Give the material once more, word for word, without any images.

▶ [DATA SHOWN]
## begin

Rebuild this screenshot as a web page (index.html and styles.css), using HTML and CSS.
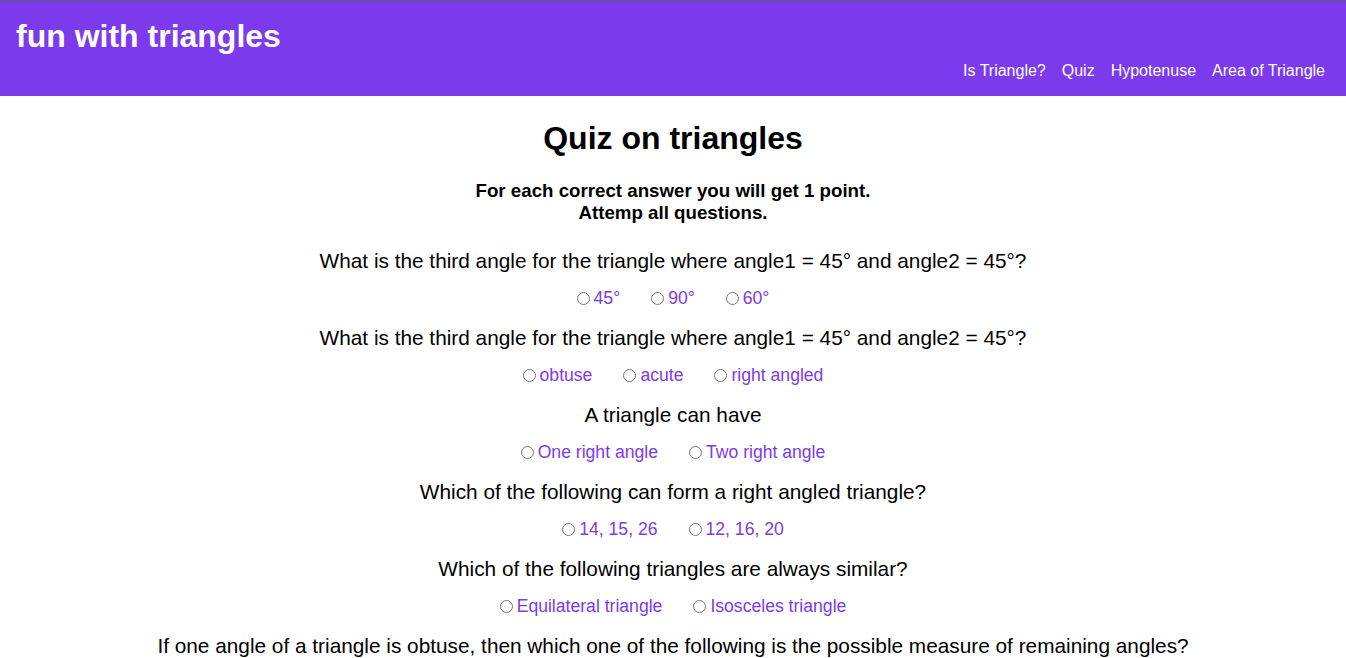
FILE: index.html
```html
<!DOCTYPE html>
<html>
<head>
<meta charset="utf-8">
<title>fun with triangles</title>
<link rel="stylesheet" href="styles.css">
</head>
<body>
<header class="site-header">
  <div class="brand">fun with triangles</div>
  <nav class="nav">
    <a href="#">Is Triangle?</a>
    <a href="#">Quiz</a>
    <a href="#">Hypotenuse</a>
    <a href="#">Area of Triangle</a>
  </nav>
</header>
<main class="quiz">
  <h1 class="title">Quiz on triangles</h1>
  <h3 class="intro">For each correct answer you will get 1 point.<br>Attemp all questions.</h3>
  <form class="questions">
    <div class="question">
      <p class="q-text">What is the third angle for the triangle where angle1 = 45° and angle2 = 45°?</p>
      <div class="options">
        <label class="opt"><input type="radio" name="q1"> 45°</label>
        <label class="opt"><input type="radio" name="q1"> 90°</label>
        <label class="opt"><input type="radio" name="q1"> 60°</label>
      </div>
    </div>
    <div class="question">
      <p class="q-text">What is the third angle for the triangle where angle1 = 45° and angle2 = 45°?</p>
      <div class="options">
        <label class="opt"><input type="radio" name="q2"> obtuse</label>
        <label class="opt"><input type="radio" name="q2"> acute</label>
        <label class="opt"><input type="radio" name="q2"> right angled</label>
      </div>
    </div>
    <div class="question">
      <p class="q-text">A triangle can have</p>
      <div class="options">
        <label class="opt"><input type="radio" name="q3"> One right angle</label>
        <label class="opt"><input type="radio" name="q3"> Two right angle</label>
      </div>
    </div>
    <div class="question">
      <p class="q-text">Which of the following can form a right angled triangle?</p>
      <div class="options">
        <label class="opt"><input type="radio" name="q4"> 14, 15, 26</label>
        <label class="opt"><input type="radio" name="q4"> 12, 16, 20</label>
      </div>
    </div>
    <div class="question">
      <p class="q-text">Which of the following triangles are always similar?</p>
      <div class="options">
        <label class="opt"><input type="radio" name="q5"> Equilateral triangle</label>
        <label class="opt"><input type="radio" name="q5"> Isosceles triangle</label>
      </div>
    </div>
    <div class="question">
      <p class="q-text">If one angle of a triangle is obtuse, then which one of the following is the possible measure of remaining angles?</p>
    </div>
  </form>
</main>
</body>
</html>
```
FILE: styles.css
```css
html, body {
  margin: 0;
  padding: 0;
  background: #ffffff;
  font-family: "Liberation Sans", Arial, sans-serif;
  color: #000;
}
.site-header {
  background: #7c3aed;
  border-top: 1px solid #5f5f6b;
  height: 95px;
  box-sizing: content-box;
  display: flex;
  flex-direction: column;
  padding: 0 21px 0 16px;
}
.brand {
  color: #fff;
  font-weight: bold;
  font-size: 32px;
  line-height: 34px;
  margin-top: 18px;
}
.nav {
  display: flex;
  justify-content: flex-end;
  gap: 16px;
  margin-top: 8px;
}
.nav a {
  color: #fff;
  text-decoration: none;
  font-size: 16px;
  line-height: 20px;
}
.quiz {
  text-align: center;
}
.title {
  font-size: 32px;
  font-weight: bold;
  margin: 24px 0 0;
  line-height: 37px;
}
.intro {
  font-weight: bold;
  font-size: 18.72px;
  line-height: 22px;
  margin: 23px 0 0;
}
.questions {
  margin-top: 9px;
}
.question {
  display: flex;
  flex-direction: column;
  align-items: center;
}
.q-text {
  font-size: 20.8px;
  line-height: 24px;
  margin: 0;
  padding: 16px 0 0;
}
.options {
  display: flex;
  justify-content: center;
  gap: 31px;
  margin-top: 13px;
  height: 24px;
}
.opt {
  color: #7c3aed;
  font-size: 17.6px;
  line-height: 24px;
  display: inline-flex;
  align-items: center;
}
.opt input {
  margin: 0 4px 0 0;
  width: 13px;
  height: 13px;
}
```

## end

▶ [WRITTEN SOLUTION]
Rebuild this screenshot as a web page (index.html and styles.css), using HTML and CSS.
FILE: index.html
```html
<!DOCTYPE html>
<html>
<head>
<meta charset="utf-8">
<title>fun with triangles</title>
<link rel="stylesheet" href="styles.css">
</head>
<body>
<header class="site-header">
  <div class="brand">fun with triangles</div>
  <nav class="nav">
    <a href="#">Is Triangle?</a>
    <a href="#">Quiz</a>
    <a href="#">Hypotenuse</a>
    <a href="#">Area of Triangle</a>
  </nav>
</header>
<main class="quiz">
  <h1 class="title">Quiz on triangles</h1>
  <h3 class="intro">For each correct answer you will get 1 point.<br>Attemp all questions.</h3>
  <form class="questions">
    <div class="question">
      <p class="q-text">What is the third angle for the triangle where angle1 = 45° and angle2 = 45°?</p>
      <div class="options">
        <label class="opt"><input type="radio" name="q1"> 45°</label>
        <label class="opt"><input type="radio" name="q1"> 90°</label>
        <label class="opt"><input type="radio" name="q1"> 60°</label>
      </div>
    </div>
    <div class="question">
      <p class="q-text">What is the third angle for the triangle where angle1 = 45° and angle2 = 45°?</p>
      <div class="options">
        <label class="opt"><input type="radio" name="q2"> obtuse</label>
        <label class="opt"><input type="radio" name="q2"> acute</label>
        <label class="opt"><input type="radio" name="q2"> right angled</label>
      </div>
    </div>
    <div class="question">
      <p class="q-text">A triangle can have</p>
      <div class="options">
        <label class="opt"><input type="radio" name="q3"> One right angle</label>
        <label class="opt"><input type="radio" name="q3"> Two right angle</label>
      </div>
    </div>
    <div class="question">
      <p class="q-text">Which of the following can form a right angled triangle?</p>
      <div class="options">
        <label class="opt"><input type="radio" name="q4"> 14, 15, 26</label>
        <label class="opt"><input type="radio" name="q4"> 12, 16, 20</label>
      </div>
    </div>
    <div class="question">
      <p class="q-text">Which of the following triangles are always similar?</p>
      <div class="options">
        <label class="opt"><input type="radio" name="q5"> Equilateral triangle</label>
        <label class="opt"><input type="radio" name="q5"> Isosceles triangle</label>
      </div>
    </div>
    <div class="question">
      <p class="q-text">If one angle of a triangle is obtuse, then which one of the following is the possible measure of remaining angles?</p>
    </div>
  </form>
</main>
</body>
</html>
```
FILE: styles.css
```css
html, body {
  margin: 0;
  padding: 0;
  background: #ffffff;
  font-family: "Liberation Sans", Arial, sans-serif;
  color: #000;
}
.site-header {
  background: #7c3aed;
  border-top: 1px solid #5f5f6b;
  height: 95px;
  box-sizing: content-box;
  display: flex;
  flex-direction: column;
  padding: 0 21px 0 16px;
}
.brand {
  color: #fff;
  font-weight: bold;
  font-size: 32px;
  line-height: 34px;
  margin-top: 18px;
}
.nav {
  display: flex;
  justify-content: flex-end;
  gap: 16px;
  margin-top: 8px;
}
.nav a {
  color: #fff;
  text-decoration: none;
  font-size: 16px;
  line-height: 20px;
}
.quiz {
  text-align: center;
}
.title {
  font-size: 32px;
  font-weight: bold;
  margin: 24px 0 0;
  line-height: 37px;
}
.intro {
  font-weight: bold;
  font-size: 18.72px;
  line-height: 22px;
  margin: 23px 0 0;
}
.questions {
  margin-top: 9px;
}
.question {
  display: flex;
  flex-direction: column;
  align-items: center;
}
.q-text {
  font-size: 20.8px;
  line-height: 24px;
  margin: 0;
  padding: 16px 0 0;
}
.options {
  display: flex;
  justify-content: center;
  gap: 31px;
  margin-top: 13px;
  height: 24px;
}
.opt {
  color: #7c3aed;
  font-size: 17.6px;
  line-height: 24px;
  display: inline-flex;
  align-items: center;
}
.opt input {
  margin: 0 4px 0 0;
  width: 13px;
  height: 13px;
}
```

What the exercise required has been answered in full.